This sounds like it was a lot of fun:
In a dry run of one of the biggest legal battles in public health, an advocate for Australia's tobacco policies has delivered seemingly strong rebuttals of objections likely to be mounted in a landmark case at the World Trade Organization.
Two top academic lawyers presented the arguments at the Graduate Institute in Geneva, a stone's throw from the WTO, where Ukraine, Cuba, Honduras and the Dominican Republic are trying to overturn Australia's radical tobacco packaging law.
Australia introduced the law late last year, requiring cigarette packs to be uniformly dark brown, emblazoned with health warnings, and with the name of the product printed in a standardized small font, with no colors or logos.
Its defense at the WTO is widely seen as the crucial battle that the tobacco companies must win if they want to halt the advance of anti-tobacco laws globally, which the World Health Organization says will result in a "brave new world of tobacco control".
Legal experts present at Tuesday's academic debate said the arguments were likely to be similar to the ones deployed when the case is litigated behind closed doors at the WTO.
"What is the core of this dispute is banning all trademarks on the pack," said Joost Pauwelyn, a leading expert on WTO disputes, who has advised Ukraine in the WTO dispute but said he was speaking in his own capacity.
"Do you really believe that this will stop young people starting to smoke? Will it make it easier for people to quit smoking?

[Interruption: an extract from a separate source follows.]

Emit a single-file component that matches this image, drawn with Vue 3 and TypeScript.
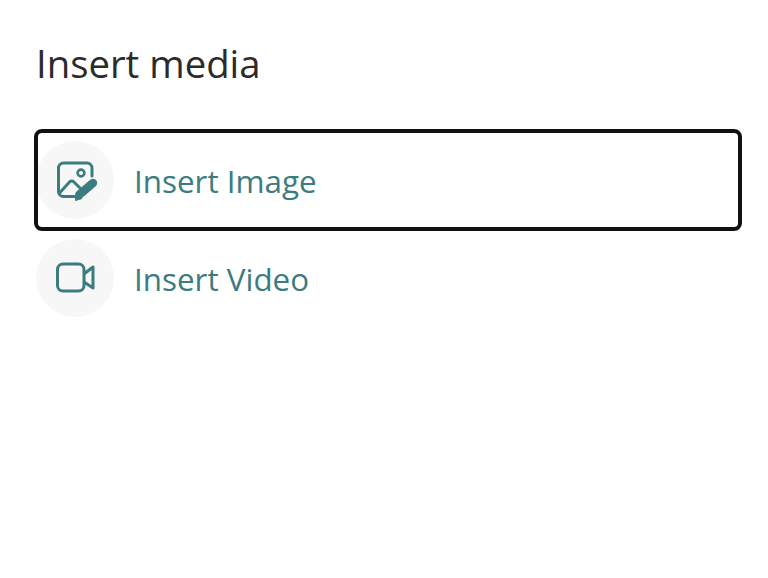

The trademark on the pack, is that something that starts people smoking?" asked Pauwelyn.
His opponent, Benn McGrady, a Georgetown professor who has advised the World Health Organization on plain packaging, said Australia had not in fact banned the use of trademarks.
"Trademarks are permitted on these packs. What is not permitted is a trademark other than a word. So for example a sign, a symbol, a color, some other design element."
But how about a bit of transparency? Why no webcast? Joost and Benn: Show us the video!